Mortality among African American women with sarcoidosis: Data from the Black Women's Health Study


Background: Sarcoidosis is a chronic systemic granulomatous disease of unknown etiology that disproportionately affects black females. Few studies have specifically addressed causes of death in this population. Objectives: To assess rates and causes of death among women with sarcoidosis in a prospective cohort study of U.S. black women. Design: The Black Women's Health Study is a follow-up study of 59,000 U.S. black women aged 21-69 (median age 38) at entry in 1995. Data on demographic and lifestyle factors and medical conditions, including sarcoidosis, were obtained through biennial questionnaires. Deaths and causes of death from 1995 through 2009 among study subjects were identified from National Death Index data. We assessed mortality rates among women with and without a history of sarcoidosis. Poisson regression models were used to estimate age-adjusted mortality rates. Cox proportional-hazards models were used to estimate hazard ratios for mortality and 95% confidence intervals. Results: A total of 121 deaths occurred among 1,192 women with a history of sarcoidosis and 2813 deaths among women without sarcoidosis. Mortality was greater at every age among women with sarcoidosis and the overall multivariable-adjusted hazard ratio was 2.44 (95% CI 2.03-2.93, p<0.0001).
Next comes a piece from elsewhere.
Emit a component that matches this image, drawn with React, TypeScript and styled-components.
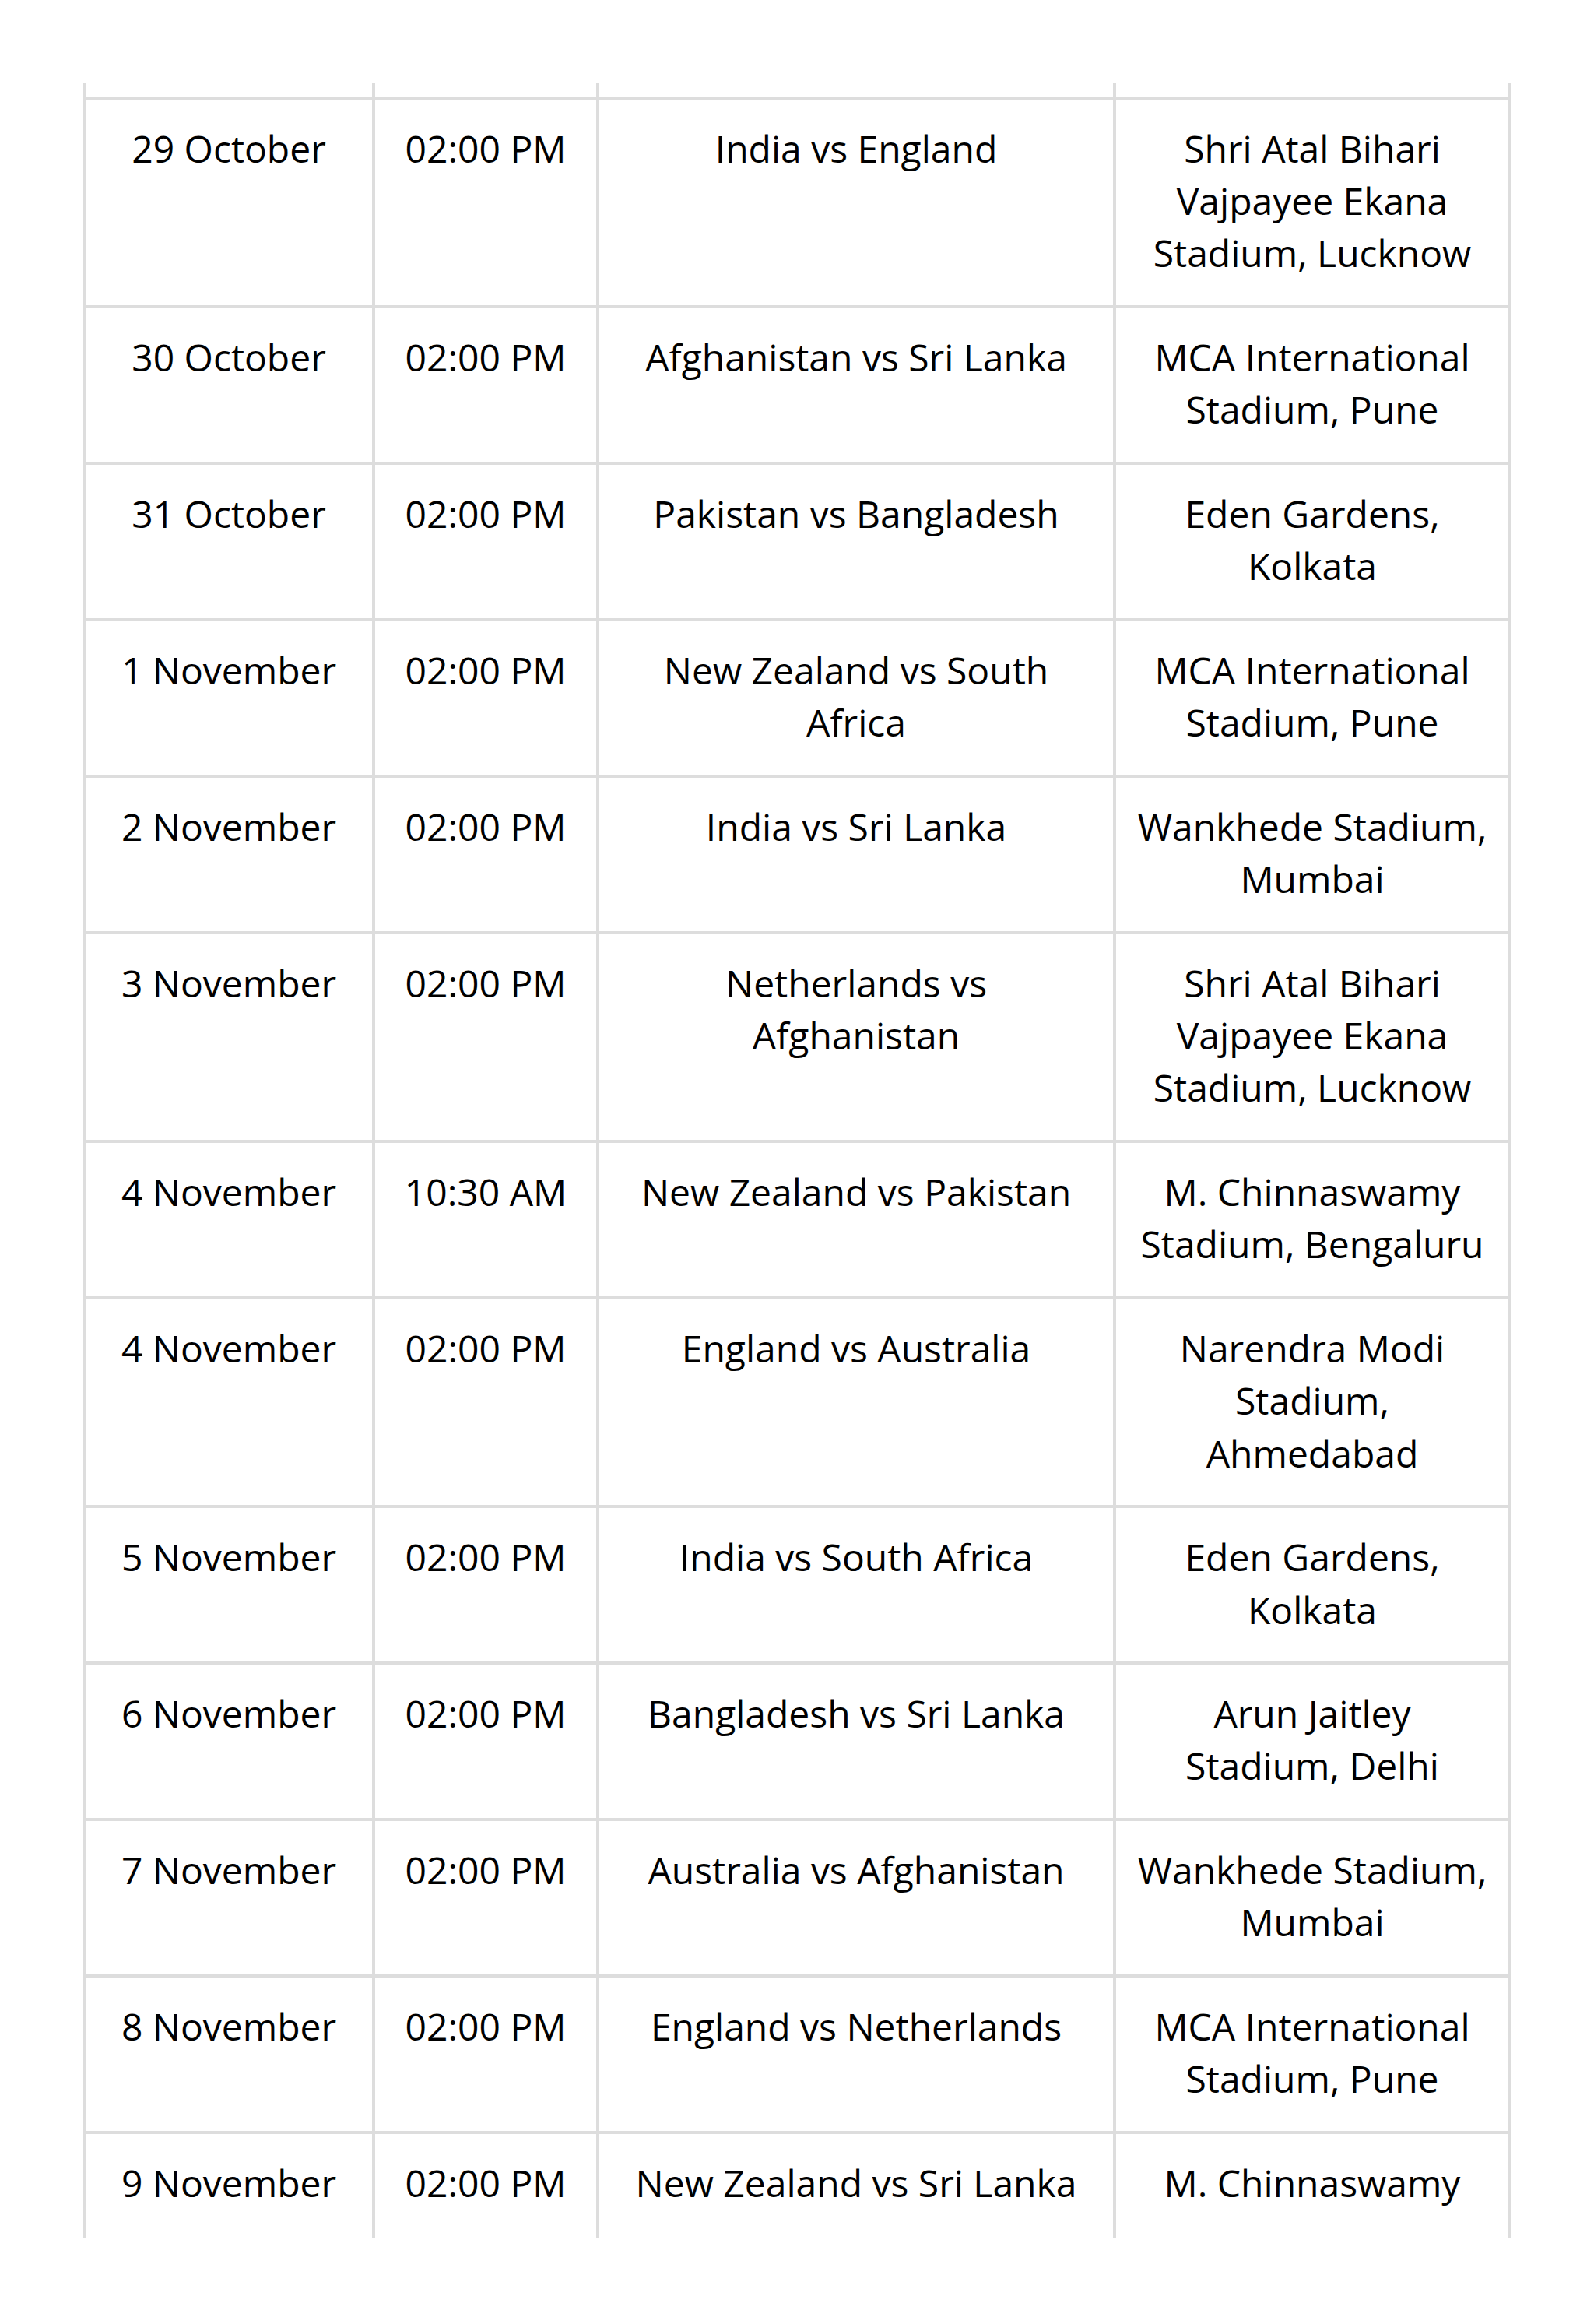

Of the deaths among women with sarcoidosis, 24.7% were directly attributable to sarcoidosis. Conclusions: In the Black Women's Health Study, women with sarcoidosis were more than twice as likely to die as women without the disease, with many of the deaths directly attributable to sarcoidosis. Sarcoidosis is an important cause of premature death among black women with the disease. © Mattioli 1885.